Information supplied

------------------------------------------------------------------------

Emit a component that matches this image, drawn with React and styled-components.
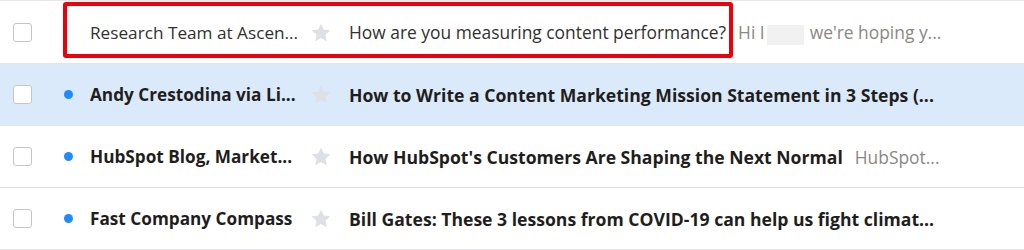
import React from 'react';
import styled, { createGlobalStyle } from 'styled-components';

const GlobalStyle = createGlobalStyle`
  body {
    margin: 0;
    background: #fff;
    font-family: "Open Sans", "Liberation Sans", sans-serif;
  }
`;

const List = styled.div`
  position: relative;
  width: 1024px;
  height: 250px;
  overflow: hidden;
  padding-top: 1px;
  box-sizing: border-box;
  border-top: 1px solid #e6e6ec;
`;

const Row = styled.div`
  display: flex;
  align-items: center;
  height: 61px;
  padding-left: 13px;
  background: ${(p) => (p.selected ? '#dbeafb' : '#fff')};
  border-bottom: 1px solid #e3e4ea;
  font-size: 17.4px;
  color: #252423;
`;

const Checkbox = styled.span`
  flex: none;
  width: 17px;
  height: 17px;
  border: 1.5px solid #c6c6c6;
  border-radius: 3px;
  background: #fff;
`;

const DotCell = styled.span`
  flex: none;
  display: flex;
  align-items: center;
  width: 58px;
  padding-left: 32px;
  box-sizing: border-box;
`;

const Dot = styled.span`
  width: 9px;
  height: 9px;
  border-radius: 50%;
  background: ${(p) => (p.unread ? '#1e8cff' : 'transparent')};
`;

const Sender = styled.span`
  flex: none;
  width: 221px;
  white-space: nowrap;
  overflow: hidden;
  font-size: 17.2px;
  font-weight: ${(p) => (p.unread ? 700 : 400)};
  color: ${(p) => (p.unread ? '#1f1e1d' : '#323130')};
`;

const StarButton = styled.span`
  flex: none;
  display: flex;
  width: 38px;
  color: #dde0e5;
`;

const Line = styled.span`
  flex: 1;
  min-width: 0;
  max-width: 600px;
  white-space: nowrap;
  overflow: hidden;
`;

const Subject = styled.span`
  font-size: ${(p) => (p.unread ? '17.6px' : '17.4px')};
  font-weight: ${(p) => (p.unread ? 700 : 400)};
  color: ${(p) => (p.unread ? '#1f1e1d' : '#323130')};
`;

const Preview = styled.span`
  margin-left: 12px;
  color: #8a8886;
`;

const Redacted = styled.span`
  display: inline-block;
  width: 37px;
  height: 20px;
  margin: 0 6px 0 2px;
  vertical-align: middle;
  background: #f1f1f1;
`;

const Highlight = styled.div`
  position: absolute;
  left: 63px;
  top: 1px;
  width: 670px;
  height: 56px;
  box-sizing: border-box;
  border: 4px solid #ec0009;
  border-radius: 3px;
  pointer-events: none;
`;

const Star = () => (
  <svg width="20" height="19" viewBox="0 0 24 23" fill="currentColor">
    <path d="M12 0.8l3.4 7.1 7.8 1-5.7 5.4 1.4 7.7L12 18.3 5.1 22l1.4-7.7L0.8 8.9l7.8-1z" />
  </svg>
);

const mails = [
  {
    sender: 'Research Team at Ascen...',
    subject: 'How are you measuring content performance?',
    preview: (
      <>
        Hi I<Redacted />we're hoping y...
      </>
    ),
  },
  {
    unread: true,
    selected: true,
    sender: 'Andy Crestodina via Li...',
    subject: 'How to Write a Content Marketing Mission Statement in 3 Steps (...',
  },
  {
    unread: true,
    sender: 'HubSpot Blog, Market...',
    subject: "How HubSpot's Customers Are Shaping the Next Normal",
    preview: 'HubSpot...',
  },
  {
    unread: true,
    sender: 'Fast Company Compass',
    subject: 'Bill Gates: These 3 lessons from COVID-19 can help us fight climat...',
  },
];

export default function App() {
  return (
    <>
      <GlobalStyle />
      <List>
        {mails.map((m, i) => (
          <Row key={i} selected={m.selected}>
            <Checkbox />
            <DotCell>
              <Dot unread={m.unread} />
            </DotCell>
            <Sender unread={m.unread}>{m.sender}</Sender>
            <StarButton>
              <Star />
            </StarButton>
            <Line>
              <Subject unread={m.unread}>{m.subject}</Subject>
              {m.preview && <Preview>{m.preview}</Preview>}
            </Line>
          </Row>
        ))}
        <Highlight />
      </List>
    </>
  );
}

------------------------------------------------------------------------

Exercise
Extract, from the listing above, every line where the string "React" occurs.

The solution
Emit a component that matches this image, drawn with React and styled-components.
import React from 'react';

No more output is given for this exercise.